Autooptimise

Automation

Autonomously optimise any OpenClaw skill using a benchmark-driven experiment loop. Scores skill outputs 0-10 across 4 dimensions, identifies the lowest-scoring pattern, proposes a targeted SKILL.md change, re-tests, and keeps or discards based on measured improvement. Use when asked to: optimise my [skill] skill, run autooptimise on [skill], benchmark my [skill] skill, improve my skill overnight.

Install

openclaw skills install autooptimise

autooptimise

Autonomous benchmark-driven skill optimisation for OpenClaw.
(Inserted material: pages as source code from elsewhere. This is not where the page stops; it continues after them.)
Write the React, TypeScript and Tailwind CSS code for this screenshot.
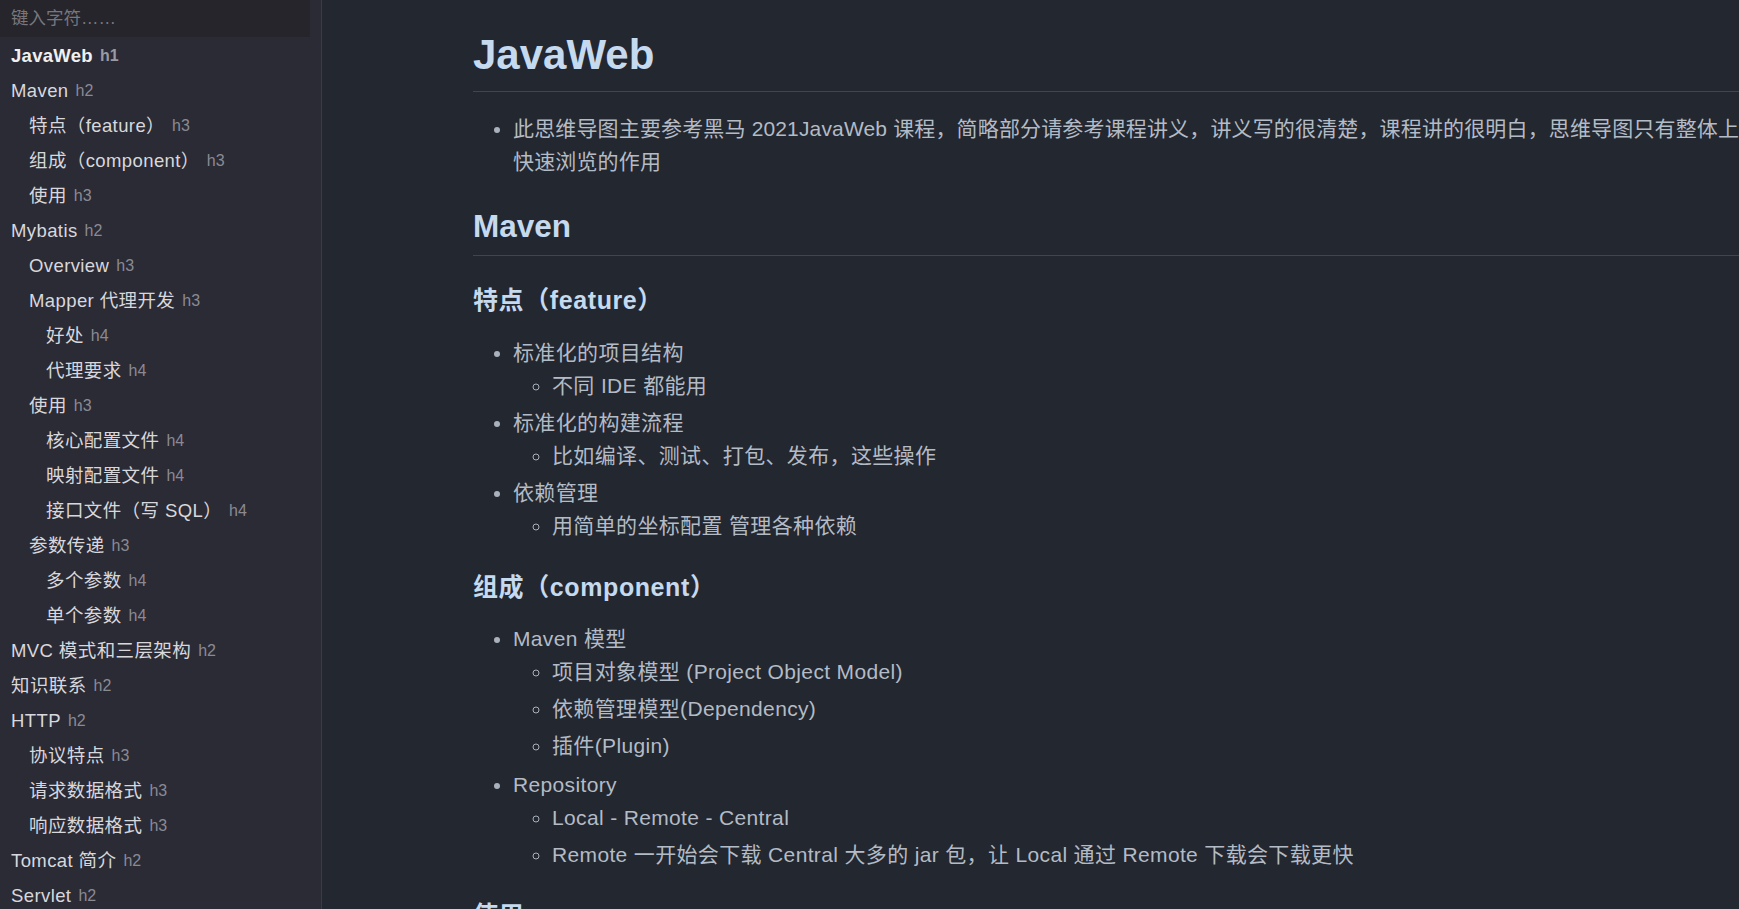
const toc: { text: string; tag: string; level: number }[] = [
  { text: 'JavaWeb', tag: 'h1', level: 0 },
  { text: 'Maven', tag: 'h2', level: 0 },
  { text: '特点（feature）', tag: 'h3', level: 1 },
  { text: '组成（component）', tag: 'h3', level: 1 },
  { text: '使用', tag: 'h3', level: 1 },
  { text: 'Mybatis', tag: 'h2', level: 0 },
  { text: 'Overview', tag: 'h3', level: 1 },
  { text: 'Mapper 代理开发', tag: 'h3', level: 1 },
  { text: '好处', tag: 'h4', level: 2 },
  { text: '代理要求', tag: 'h4', level: 2 },
  { text: '使用', tag: 'h3', level: 1 },
  { text: '核心配置文件', tag: 'h4', level: 2 },
  { text: '映射配置文件', tag: 'h4', level: 2 },
  { text: '接口文件（写 SQL）', tag: 'h4', level: 2 },
  { text: '参数传递', tag: 'h3', level: 1 },
  { text: '多个参数', tag: 'h4', level: 2 },
  { text: '单个参数', tag: 'h4', level: 2 },
  { text: 'MVC 模式和三层架构', tag: 'h2', level: 0 },
  { text: '知识联系', tag: 'h2', level: 0 },
  { text: 'HTTP', tag: 'h2', level: 0 },
  { text: '协议特点', tag: 'h3', level: 1 },
  { text: '请求数据格式', tag: 'h3', level: 1 },
  { text: '响应数据格式', tag: 'h3', level: 1 },
  { text: 'Tomcat 简介', tag: 'h2', level: 0 },
  { text: 'Servlet', tag: 'h2', level: 0 },
]

const indent = ['pl-[11px]', 'pl-[29px]', 'pl-[46px]']

function Sidebar() {
  return (
    <aside className="w-[322px] h-[909px] shrink-0 overflow-hidden bg-[#2b2b36] border-r border-[#3b3b47] flex flex-col">
      <div className="w-[310px] h-[37px] shrink-0 bg-[#25252b] flex items-center pl-[11px] text-[17.5px] text-[#77777f]">
        键入字符……
      </div>
      <nav className="mt-[1px] shrink-0 flex flex-col">
        {toc.map((item, i) => (
          <div key={i} className={`h-[35px] shrink-0 flex items-center ${indent[item.level]}`}>
            <span
              className={
                item.tag === 'h1'
                  ? 'text-[18.5px] tracking-[0.3px] font-bold text-[#f0f0f0]'
                  : 'text-[18.5px] tracking-[0.4px] text-[#d8d8dc]'
              }
            >
              {item.text}
            </span>
            <span
              className={
                item.tag === 'h1'
                  ? 'ml-[7px] text-[16px] font-bold text-[#9a9aa2]'
                  : 'ml-[7px] text-[16px] text-[#8a8a93]'
              }
            >
              {item.tag}
            </span>
          </div>
        ))}
      </nav>
    </aside>
  )
}

function Sub({ items }: { items: string[] }) {
  return (
    <ul className="list-[circle] pl-[39px] marker:text-[#a9b1bc]">
      {items.map((t, i) => (
        <li key={i} className={i > 0 ? 'mt-[4px]' : ''}>
          {t}
        </li>
      ))}
    </ul>
  )
}

function H3({ children, mt }: { children: React.ReactNode; mt: string }) {
  return (
    <h3 className={`${mt} text-[25px] leading-[36px] tracking-[0.6px] font-bold text-[#c5d9ef]`}>{children}</h3>
  )
}

export default function App() {
  return (
    <div className="h-[909px] w-[1739px] overflow-hidden flex bg-[#23272f] font-['Liberation_Sans','Noto_Sans_CJK_SC',sans-serif]">
      <Sidebar />
      <main className="flex-1 min-w-0 -mr-[11px] pl-[151px] text-[21px] leading-[33px] tracking-[0.35px] text-[#b3bbc6]">
        <h1 className="mt-[31px] text-[42px] leading-[48px] tracking-normal font-bold text-[#c5d9ef] pb-[12px] border-b border-[#42454b]">
          JavaWeb
        </h1>
        <ul className="mt-[20px] list-disc pl-[40px] tracking-[0.15px] marker:text-[#a9b1bc]">
          <li>
            此思维导图主要参考黑马 2021JavaWeb 课程，简略部分请参考课程讲义，讲义写的很清楚，课程讲的很明白，思维导图只有整体上快速浏览的作用
          </li>
        </ul>

        <h2 className="mt-[28px] text-[31.5px] leading-[40px] tracking-normal font-bold text-[#c5d9ef] pb-[9px] border-b border-[#42454b]">
          Maven
        </h2>

        <H3 mt="mt-[26px]">特点（feature）</H3>
        <ul className="mt-[18px] list-disc pl-[40px] marker:text-[#a9b1bc]">
          <li>
            标准化的项目结构
            <Sub items={['不同 IDE 都能用']} />
          </li>
          <li className="mt-[4px]">
            标准化的构建流程
            <Sub items={['比如编译、测试、打包、发布，这些操作']} />
          </li>
          <li className="mt-[4px]">
            依赖管理
            <Sub items={['用简单的坐标配置 管理各种依赖']} />
          </li>
        </ul>

        <H3 mt="mt-[27px]">组成（component）</H3>
        <ul className="mt-[17px] list-disc pl-[40px] marker:text-[#a9b1bc]">
          <li>
            Maven 模型
            <Sub
              items={['项目对象模型 (Project Object Model)', '依赖管理模型(Dependency)', '插件(Plugin)']}
            />
          </li>
          <li className="mt-[6px]">
            Repository
            <Sub
              items={[
                'Local - Remote - Central',
                'Remote 一开始会下载 Central 大多的 jar 包，让 Local 通过 Remote 下载会下载更快',
              ]}
            />
          </li>
        </ul>

        <H3 mt="mt-[26px]">使用</H3>
      </main>
    </div>
  )
}
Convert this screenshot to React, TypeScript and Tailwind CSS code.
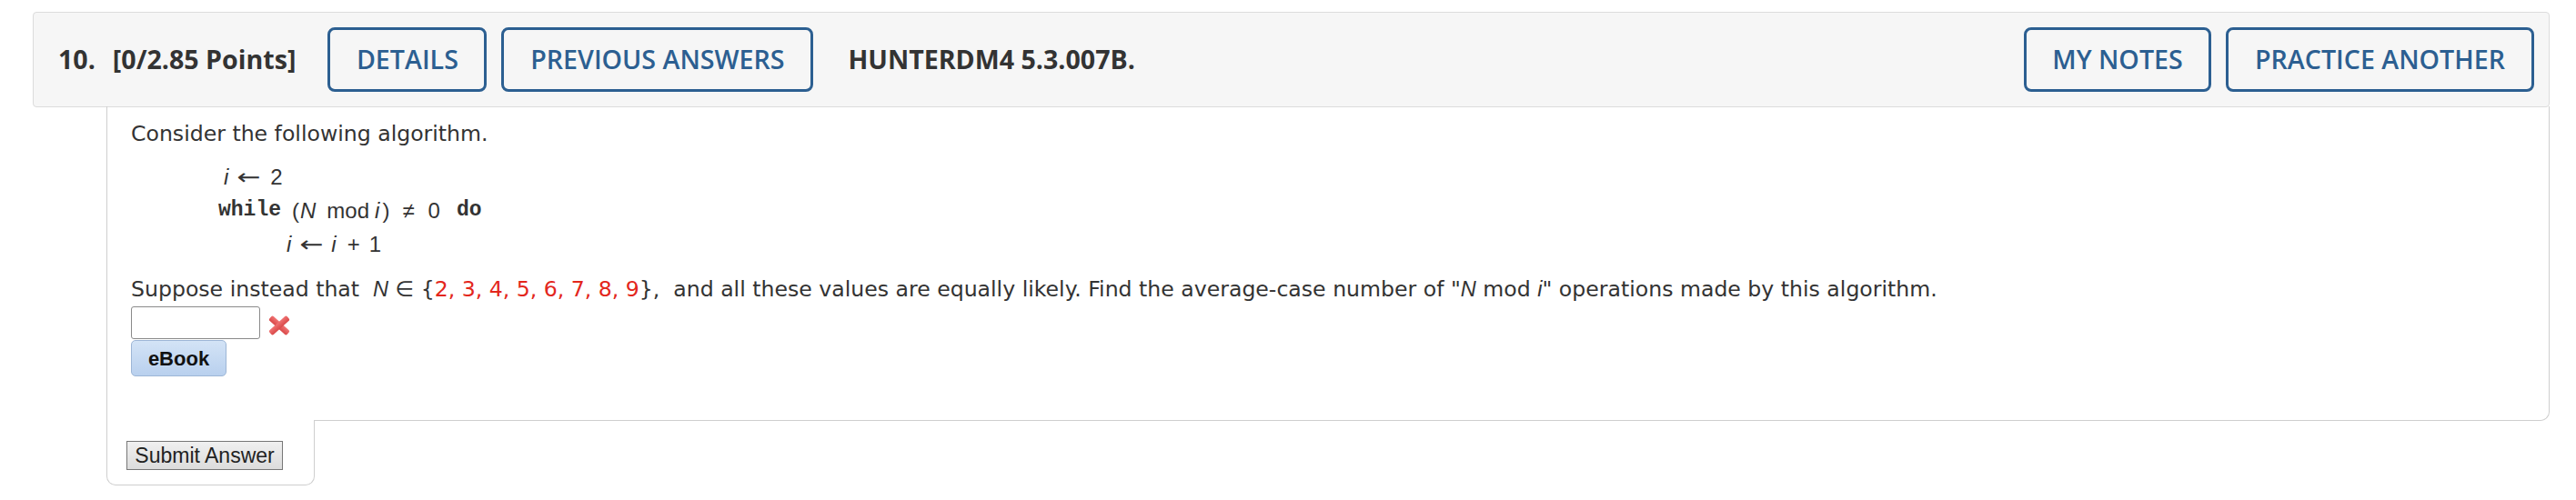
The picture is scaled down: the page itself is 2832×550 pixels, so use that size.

Inspired by Andrej Karpathy's autoresearch — the same modify → test → score → keep/discard loop, applied to agent skill quality instead of GPU training.

Trigger Phrases

  • "optimise my weather skill"
  • "run autooptimise on [skill-name]"
  • "benchmark my [skill-name] skill"
  • "improve my skill overnight"

Key Files

FilePurpose
benchmark/tasks.jsonTest task suite (prompts + expected qualities)
benchmark/scorer.mdLLM judge scoring rubric
runner/run_experiment.mdAutonomous loop instructions (load this next)
runner/experiment_log.mdAuto-created run log (gitignored)

How to Run

  1. Read runner/run_experiment.md — it contains the full loop instructions
  2. Confirm the target skill with the user if not specified
  3. Execute the loop (max 3 iterations)
  4. Present proposed changes for human approval — never auto-apply

Scoring

Use the best available LLM judge model (prefer a strong reasoning model). Score each task 0–10 on:

  • Accuracy — correct answer / correct tool called
  • Conciseness — no padding, no unnecessary text
  • Tool usage — right tool, right parameters
  • Formatting — output matches expected format

Full rubric: benchmark/scorer.md

Safety Rules

  • Never auto-apply changes. Always present a diff and wait for explicit human approval.
  • Never modify benchmark/tasks.json or benchmark/scorer.md during a run.
  • Never exceed 3 iterations per run in v0.1.
  • Log every action to runner/experiment_log.md.